The establishment of Communism and its maintenance necessitates a ruthless
tyranny over the individual. We hear little about Russia from the Labour
Party to-day. It is buried under a black cloud through which comes the rattle of
the shots from the firing squads. If we had been dragged into war over the quarrel
between the Germans and the Czechs we would have fought with Stalin as our
ally, and we have rightly drawn back shuddering from such a catastrophe.
The revolution in Spain began with horrible massacres accompanied by bestial
cruelty in which it is estimated some 400,000 perished, and the ferocity of the
murderers was principally directed against the Church.
Behind the struggle of the Sudeten Germans, the Poles and the Hungarians, for
freedom from Czech rule, the real contest was with Communism. When Benes
made his treaty with Russia it was hailed by the Comintern as a victory for
Communism, and Benes was a favoured guest at Moscow because he had opened
the door for the entry of the Soviet armies into the heart of Europe. The first act
of the new Government
in Czecho-Slovakia, which is as democratic as the former government, has been
to break the treaty with the Soviet and suppress the Communists societies.
Communism has received its severest. blow since the Soviet Government was
defeated by the armies of Poland.
France has oscillated between the policy of friendship with and enmity against
Germany according to whether the parties of the right or the left were in power,
and the Communist party refused to support Daladier in his policy of
reconciliation with Germany, and organized a general strike to prevent the
signing of the Peace Pact, and M. Blum, Communist and leader of the Socialist
party, has declared against the Peace Pact with Germany.

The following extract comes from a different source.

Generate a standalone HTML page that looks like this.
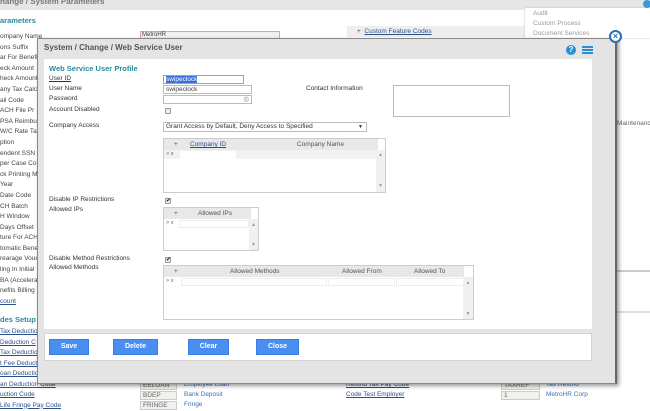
<!DOCTYPE html>
<html><head><meta charset="utf-8"><style>
*{margin:0;padding:0;box-sizing:border-box}
body{width:650px;height:410px;overflow:hidden;background:#fff;font-family:"Liberation Sans",sans-serif;font-size:6.5px;color:#444;position:relative}
.a{position:absolute;white-space:nowrap}
.lnk{color:#2a4f8a;text-decoration:underline}
.bl{color:#3a6fc0}
.box{position:absolute;border:1px solid #ccc;background:#f0f0ec;font-size:6.5px;color:#666;padding-left:2px;line-height:7px}
.lbl{position:absolute;left:49px;color:#333;font-size:6.5px;white-space:nowrap}
.inp{position:absolute;border:1px solid #bbb;background:#fff;font-size:6.5px;padding-left:2px;line-height:8px}
.cb{position:absolute;width:6px;height:6px;border:1px solid #999;background:#eee;border-radius:1px;font-size:6px;line-height:5px;text-align:center;color:#222}
.grid{position:absolute;border:1px solid #ccc;background:#fff}
.gh{position:absolute;left:0;top:0;height:11px;background:#e8e8e8;font-size:6.5px;color:#555;line-height:11px}
.sb{position:absolute;right:0;top:11px;bottom:0;width:9px;background:#f0f0f0;font-size:5px;color:#999;text-align:center}
.btn{position:absolute;top:339px;height:16px;background:#4a8ef2;border:1px solid #3a7ee2;color:#fff;font-weight:bold;font-size:7px;text-align:center;line-height:14px}
</style></head><body>
<!-- background page -->
<div class="a" style="left:0;top:0;width:650px;height:10px;background:#e6e6e6"></div>
<div class="a" style="left:0;top:-3px;font-size:8px;font-weight:bold;color:#777">hange / System Parameters</div>
<div class="a" style="left:0;top:16px;font-size:7.5px;font-weight:bold;color:#2a8a9a">arameters</div>
<div class="a" style="left:140px;top:31px;width:140px;height:8px;border:1px solid #e8a0a0;background:#f0f0ec;font-size:6px;padding-left:1px">MetroHR</div>
<div class="a" style="left:347px;top:26px;width:178px;height:11px;background:#eee;font-size:6.5px;padding-left:10px;line-height:11px">+ &nbsp;<span class="lnk">Custom Feature Codes</span></div>
<div class="a" style="left:525px;top:8px;width:125px;height:30px;background:#fff;box-shadow:0 0 2px #bbb"></div>
<div class="a" style="left:533px;top:10px;color:#999">Audit</div>
<div class="a" style="left:533px;top:20px;color:#999">Custom Process</div>
<div class="a" style="left:533px;top:30px;color:#999">Document Services</div>
<div class="a" style="left:643px;top:0;width:8px;height:8px;border-radius:4px;background:#3a9ad8"></div>
<div class="a" style="left:617px;top:120px;color:#666">Maintenanc</div>
<div class="a" style="left:617px;top:270px;width:33px;height:2px;background:#ccc"></div>
<div class="a" style="left:617px;top:311px;width:33px;height:2px;background:#ddd"></div>
<div class="a" style="left:0;top:32px;line-height:10.6px;color:#444">ompany Name<br>ons Suffix<br>ar For Benefi<br>eck Amount<br>heck Amount<br>any Tax Calc<br>ail Code<br>ACH File Pr<br>PSA Reimbur<br>W/C Rate Tab<br>ption<br>endent SSN<br>per Case Co<br>ck Printing M<br>Year<br>Date Code<br>CH Batch<br>H Window<br>Days Offset<br>ture For ACH<br>tomatic Bene<br>rearage Vouc<br>ling In Initial<br>BA (Accelera<br>nefits Billing<br><span class="lnk">count</span></div>
<div class="a" style="left:0;top:315px;font-size:7.5px;font-weight:bold;color:#2a8a9a">des Setup</div>
<div class="a lnk" style="left:0;top:327px;line-height:10.5px">Tax Deduction<br> Deduction C<br>Tax Deduction<br>t Fee Deduct<br>oan Deduction<br>an Deduction Code<br>uction Code<br>Life Fringe Pay Code</div>
<div class="box" style="left:140px;top:381px;width:37px;height:9px">EELOAN</div>
<div class="box" style="left:140px;top:391px;width:37px;height:9px">BDEP</div>
<div class="box" style="left:140px;top:401px;width:37px;height:9px">FRINGE</div>
<div class="a bl" style="left:184px;top:381px">Employee Loan</div>
<div class="a bl" style="left:184px;top:391px">Bank Deposit</div>
<div class="a bl" style="left:184px;top:401px">Fringe</div>
<div class="a lnk" style="left:346px;top:381px">Refund Tax Pay Code</div>
<div class="a lnk" style="left:346px;top:391px">Code Test Employer</div>
<div class="box" style="left:501px;top:381px;width:39px;height:9px">TAXREF</div>
<div class="box" style="left:501px;top:391px;width:39px;height:9px">1</div>
<div class="a bl" style="left:546px;top:381px">Tax Refund</div>
<div class="a bl" style="left:546px;top:391px">MetroHR Corp</div>

<!-- modal -->
<div class="a" style="left:37px;top:38px;width:580px;height:346px;background:#e4e4e4;border:1px solid #888;border-right:2px solid #666;box-shadow:2px 2px 4px rgba(0,0,0,.4)"></div>
<div class="a" style="left:44px;top:43px;font-size:8px;font-weight:bold;color:#555">System / Change / Web Service User</div>
<div class="a" style="left:566px;top:45px;width:10px;height:10px;border-radius:5px;background:#2a8fd0;color:#fff;font-size:8px;font-weight:bold;text-align:center;line-height:10px">?</div>
<div class="a" style="left:582px;top:46px;width:11px;height:2px;background:#2a8fd0;box-shadow:0 3px 0 #2a8fd0,0 6px 0 #2a8fd0"></div>
<div class="a" style="left:609px;top:30px;width:13px;height:13px;border-radius:7px;background:#fff;border:2px solid #2a6fb0;color:#2a6fb0;font-size:9px;font-weight:bold;text-align:center;line-height:9px">×</div>
<div class="a" style="left:44px;top:59px;width:548px;height:270px;background:#fff"></div>
<div class="a" style="left:44px;top:333px;width:548px;height:28px;background:#fff;border:1px solid #d4d4d4"></div>

<div class="a" style="left:49px;top:64px;font-size:7.5px;font-weight:bold;color:#2a8a9a">Web Service User Profile</div>
<div class="lbl lnk" style="top:75px">User ID</div>
<div class="lbl" style="top:85px">User Name</div>
<div class="lbl" style="top:95px">Password</div>
<div class="lbl" style="top:106px">Account Disabled</div>
<div class="lbl" style="top:122px">Company Access</div>
<div class="lbl" style="top:196px">Disable IP Restrictions</div>
<div class="lbl" style="top:206px">Allowed IPs</div>
<div class="lbl" style="top:255px">Disable Method Restrictions</div>
<div class="lbl" style="top:264px">Allowed Methods</div>

<div class="inp" style="left:163px;top:75px;width:81px;height:9px;border-color:#7aaae8"><span style="background:#3a6fd8;color:#fff">swipeclock</span></div>
<div class="inp" style="left:163px;top:85px;width:89px;height:9px">swipeclock</div>
<div class="inp" style="left:163px;top:95px;width:89px;height:9px"><span style="position:absolute;right:2px;top:0;color:#777">◎</span></div>
<div class="cb" style="left:165px;top:108px"></div>
<div class="a" style="left:306px;top:85px;color:#333">Contact Information</div>
<div class="a" style="left:393px;top:85px;width:117px;height:32px;border:1px solid #bbb"></div>
<div class="inp" style="left:163px;top:122px;width:204px;height:10px;color:#333">Grant Access by Default, Deny Access to Specified<span style="position:absolute;right:3px;top:0;font-size:5px">▼</span></div>

<div class="grid" style="left:163px;top:138px;width:223px;height:55px">
 <div class="gh" style="width:214px"><span class="a" style="left:10px">+</span><span class="a lnk" style="left:26px">Company ID</span><span class="a" style="left:133px">Company Name</span></div>
 <div class="a" style="left:0;top:11px;width:214px;height:9px;background:#f2f2f2"></div>
 <div class="a" style="left:16px;top:12px;width:56px;height:8px;background:#fff"></div>
 <div class="a" style="left:2px;top:12px;font-size:5.5px;color:#666">&gt; x</div>
 <div class="sb"><div style="margin-top:2px">▲</div><div style="margin-top:25px">▼</div></div>
</div>
<div class="cb" style="left:165px;top:198px">✔</div>
<div class="grid" style="left:163px;top:207px;width:96px;height:44px">
 <div class="gh" style="width:87px"><span class="a" style="left:10px">+</span><span class="a" style="left:34px">Allowed IPs</span></div>
 <div class="a" style="left:15px;top:12px;width:70px;height:8px;background:#fff;border:1px solid #eee"></div>
 <div class="a" style="left:2px;top:12px;font-size:5.5px;color:#666">&gt; x</div>
 <div class="sb"><div style="margin-top:3px">▲</div><div style="margin-top:14px">▼</div></div>
</div>
<div class="cb" style="left:165px;top:257px">✔</div>
<div class="grid" style="left:163px;top:265px;width:311px;height:55px">
 <div class="gh" style="width:300px"><span class="a" style="left:10px">+</span><span class="a" style="left:66px">Allowed Methods</span><span class="a" style="left:178px">Allowed From</span><span class="a" style="left:250px">Allowed To</span></div>
 <div class="a" style="left:17px;top:12px;width:146px;height:8px;border:1px solid #eee"></div>
 <div class="a" style="left:164px;top:12px;width:67px;height:8px;border:1px solid #eee"></div>
 <div class="a" style="left:232px;top:12px;width:68px;height:8px;border:1px solid #eee"></div>
 <div class="a" style="left:2px;top:12px;font-size:5.5px;color:#666">&gt; x</div>
 <div class="sb" style="width:10px"><div style="margin-top:3px">▲</div><div style="margin-top:25px">▼</div></div>
</div>

<div class="btn" style="left:49px;width:40px">Save</div>
<div class="btn" style="left:113px;width:45px">Delete</div>
<div class="btn" style="left:188px;width:41px">Clear</div>
<div class="btn" style="left:256px;width:43px">Close</div>
</body></html>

The world struggle is not between democratic and totalitarian, forms of
government, but between the civilization of Western Europe built on individual
liberty of action and the ownership of private property, and a State in which all
are wage slaves who, if they fail in their quota of production are shot. The
shooting of the brilliant inventor who designed the planes which reached the
North Pole, because one of the planes came down, should have filled the civilised
world with horror.
The amiable idealists of our Labour Party think they can get the best of both
worlds with one foot in the Communist camp and the other in the democratic
camp. It cannot be done. It is necessary for the democratic countries to decide on
which side they stand. There need be no quarrel between Democracy and
National Socialism; we both have the task of saving European civilization from
the inroads of Asiatic barbarians inspired by a theory which is fundamentally
opposed to our conception of civilization. The vanguard facing Communistic
Asia is Germany, sword in hand, protecting Europe.